▶ _Your instructions_:
Single out the lines of the material that contain "React" and copy them.

## start

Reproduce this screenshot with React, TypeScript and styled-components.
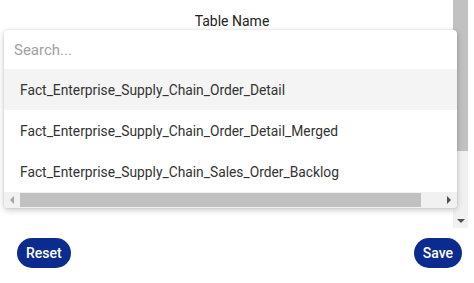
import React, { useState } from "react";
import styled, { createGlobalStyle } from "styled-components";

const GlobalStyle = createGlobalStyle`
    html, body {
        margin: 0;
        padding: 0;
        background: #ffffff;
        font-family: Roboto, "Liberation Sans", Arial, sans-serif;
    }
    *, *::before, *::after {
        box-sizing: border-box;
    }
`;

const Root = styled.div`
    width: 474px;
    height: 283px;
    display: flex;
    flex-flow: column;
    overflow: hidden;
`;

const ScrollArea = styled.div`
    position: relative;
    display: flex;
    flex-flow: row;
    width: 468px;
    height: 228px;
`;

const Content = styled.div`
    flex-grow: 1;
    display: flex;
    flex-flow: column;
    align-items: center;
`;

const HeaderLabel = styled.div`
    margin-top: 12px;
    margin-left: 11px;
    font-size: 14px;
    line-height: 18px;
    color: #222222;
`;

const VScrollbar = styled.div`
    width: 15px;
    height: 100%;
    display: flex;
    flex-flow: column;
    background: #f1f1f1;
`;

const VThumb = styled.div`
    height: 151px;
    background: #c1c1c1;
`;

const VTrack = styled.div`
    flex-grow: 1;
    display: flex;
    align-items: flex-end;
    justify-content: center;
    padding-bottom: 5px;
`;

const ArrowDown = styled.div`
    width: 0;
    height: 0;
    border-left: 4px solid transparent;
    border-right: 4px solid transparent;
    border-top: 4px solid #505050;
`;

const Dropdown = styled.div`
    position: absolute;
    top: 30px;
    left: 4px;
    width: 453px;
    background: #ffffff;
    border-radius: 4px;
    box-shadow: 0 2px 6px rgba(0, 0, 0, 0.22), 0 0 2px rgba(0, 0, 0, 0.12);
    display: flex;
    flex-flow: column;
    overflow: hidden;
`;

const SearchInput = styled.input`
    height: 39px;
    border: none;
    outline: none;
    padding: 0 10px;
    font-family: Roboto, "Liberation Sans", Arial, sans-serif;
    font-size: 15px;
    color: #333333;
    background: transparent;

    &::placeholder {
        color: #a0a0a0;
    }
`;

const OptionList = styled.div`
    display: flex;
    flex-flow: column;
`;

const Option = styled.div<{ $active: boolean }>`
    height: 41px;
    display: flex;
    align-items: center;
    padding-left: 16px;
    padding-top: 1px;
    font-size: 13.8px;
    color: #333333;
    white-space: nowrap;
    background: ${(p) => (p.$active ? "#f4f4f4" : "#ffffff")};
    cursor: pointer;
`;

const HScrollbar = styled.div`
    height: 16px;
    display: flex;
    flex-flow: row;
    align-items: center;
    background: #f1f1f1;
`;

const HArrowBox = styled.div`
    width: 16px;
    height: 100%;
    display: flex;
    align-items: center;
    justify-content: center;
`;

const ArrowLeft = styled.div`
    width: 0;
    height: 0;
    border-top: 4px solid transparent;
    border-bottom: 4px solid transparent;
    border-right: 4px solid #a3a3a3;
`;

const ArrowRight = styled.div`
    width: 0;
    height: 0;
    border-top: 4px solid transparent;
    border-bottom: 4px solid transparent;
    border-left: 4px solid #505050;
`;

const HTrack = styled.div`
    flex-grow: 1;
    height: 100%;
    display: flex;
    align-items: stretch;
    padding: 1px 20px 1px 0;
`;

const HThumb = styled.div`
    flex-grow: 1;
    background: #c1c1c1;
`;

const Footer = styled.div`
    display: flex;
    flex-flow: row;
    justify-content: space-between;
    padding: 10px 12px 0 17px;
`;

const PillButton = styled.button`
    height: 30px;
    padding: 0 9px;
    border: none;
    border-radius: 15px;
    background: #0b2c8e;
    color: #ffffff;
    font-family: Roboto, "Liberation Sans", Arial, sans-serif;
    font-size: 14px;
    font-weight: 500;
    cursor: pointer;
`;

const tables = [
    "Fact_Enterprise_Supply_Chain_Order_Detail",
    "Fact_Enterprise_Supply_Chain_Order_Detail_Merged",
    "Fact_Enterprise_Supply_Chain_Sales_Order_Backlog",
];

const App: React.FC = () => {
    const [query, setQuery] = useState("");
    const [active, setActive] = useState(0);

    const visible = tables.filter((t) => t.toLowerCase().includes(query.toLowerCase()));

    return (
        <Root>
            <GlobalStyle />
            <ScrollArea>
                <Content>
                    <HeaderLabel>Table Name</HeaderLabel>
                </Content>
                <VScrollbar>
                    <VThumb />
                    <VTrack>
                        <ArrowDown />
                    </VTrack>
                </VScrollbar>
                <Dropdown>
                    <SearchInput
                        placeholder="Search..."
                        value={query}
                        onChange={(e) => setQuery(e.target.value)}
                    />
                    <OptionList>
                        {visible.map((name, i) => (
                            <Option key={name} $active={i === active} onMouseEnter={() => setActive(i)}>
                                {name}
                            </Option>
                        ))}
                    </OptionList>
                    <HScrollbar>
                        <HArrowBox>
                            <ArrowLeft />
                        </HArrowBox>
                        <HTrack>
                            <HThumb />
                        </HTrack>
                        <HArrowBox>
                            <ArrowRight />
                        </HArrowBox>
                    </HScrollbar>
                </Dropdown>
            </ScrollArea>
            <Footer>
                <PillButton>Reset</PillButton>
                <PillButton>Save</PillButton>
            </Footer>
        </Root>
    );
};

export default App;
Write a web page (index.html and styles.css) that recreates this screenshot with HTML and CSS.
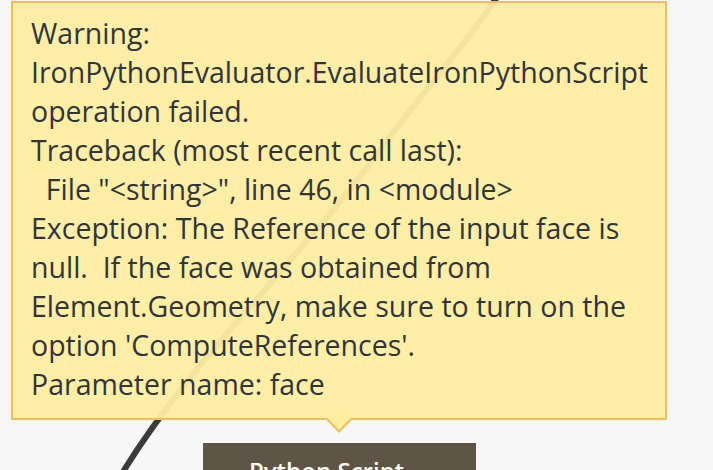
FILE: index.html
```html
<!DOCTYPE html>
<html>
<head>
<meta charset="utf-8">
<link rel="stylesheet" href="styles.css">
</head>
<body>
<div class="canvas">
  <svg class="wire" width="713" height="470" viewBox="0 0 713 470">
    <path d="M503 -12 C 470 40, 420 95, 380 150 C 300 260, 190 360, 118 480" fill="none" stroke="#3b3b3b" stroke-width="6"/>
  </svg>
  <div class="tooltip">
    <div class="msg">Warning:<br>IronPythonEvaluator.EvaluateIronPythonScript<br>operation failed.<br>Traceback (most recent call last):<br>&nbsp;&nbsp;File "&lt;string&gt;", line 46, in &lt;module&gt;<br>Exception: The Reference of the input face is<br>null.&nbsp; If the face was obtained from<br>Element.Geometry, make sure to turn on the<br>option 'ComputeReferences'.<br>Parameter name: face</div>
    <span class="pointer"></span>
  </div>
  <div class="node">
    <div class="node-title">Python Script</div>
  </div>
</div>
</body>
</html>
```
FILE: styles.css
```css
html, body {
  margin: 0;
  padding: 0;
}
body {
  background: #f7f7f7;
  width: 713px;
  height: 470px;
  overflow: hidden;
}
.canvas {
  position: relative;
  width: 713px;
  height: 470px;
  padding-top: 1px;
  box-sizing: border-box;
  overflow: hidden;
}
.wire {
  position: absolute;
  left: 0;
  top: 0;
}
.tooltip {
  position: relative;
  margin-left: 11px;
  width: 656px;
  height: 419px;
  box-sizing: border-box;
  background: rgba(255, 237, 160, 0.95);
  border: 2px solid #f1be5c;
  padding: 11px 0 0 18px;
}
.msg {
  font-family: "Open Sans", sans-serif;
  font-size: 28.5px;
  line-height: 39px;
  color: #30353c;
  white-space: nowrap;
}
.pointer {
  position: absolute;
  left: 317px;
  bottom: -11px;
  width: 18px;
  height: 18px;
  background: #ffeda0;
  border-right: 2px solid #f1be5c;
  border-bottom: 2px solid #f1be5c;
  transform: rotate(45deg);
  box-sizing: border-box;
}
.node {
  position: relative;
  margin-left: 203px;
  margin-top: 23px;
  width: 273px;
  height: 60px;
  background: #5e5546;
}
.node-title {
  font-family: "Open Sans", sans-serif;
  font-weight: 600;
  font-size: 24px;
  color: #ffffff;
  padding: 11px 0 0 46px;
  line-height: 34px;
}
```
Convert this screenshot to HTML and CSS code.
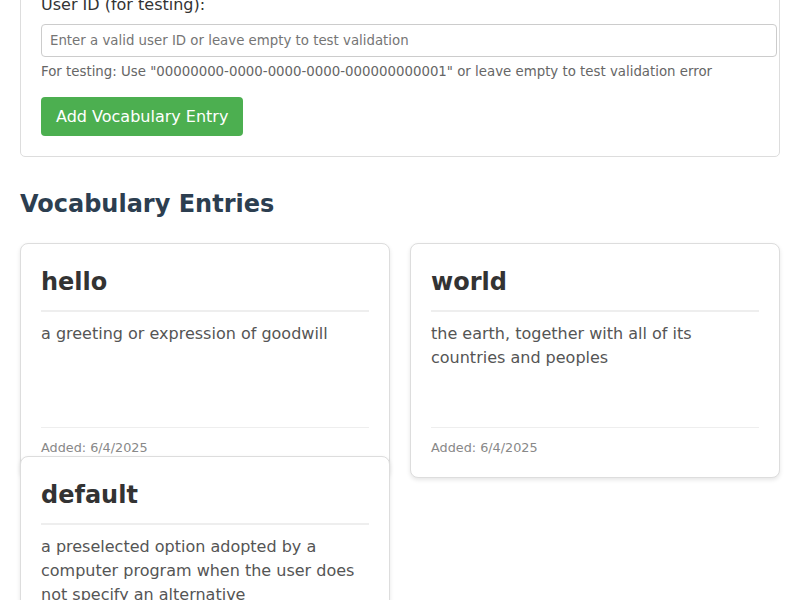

## end

▶ _Task result_:
Reproduce this screenshot with React, TypeScript and styled-components.
import React, { useState } from "react";
const App: React.FC = () => {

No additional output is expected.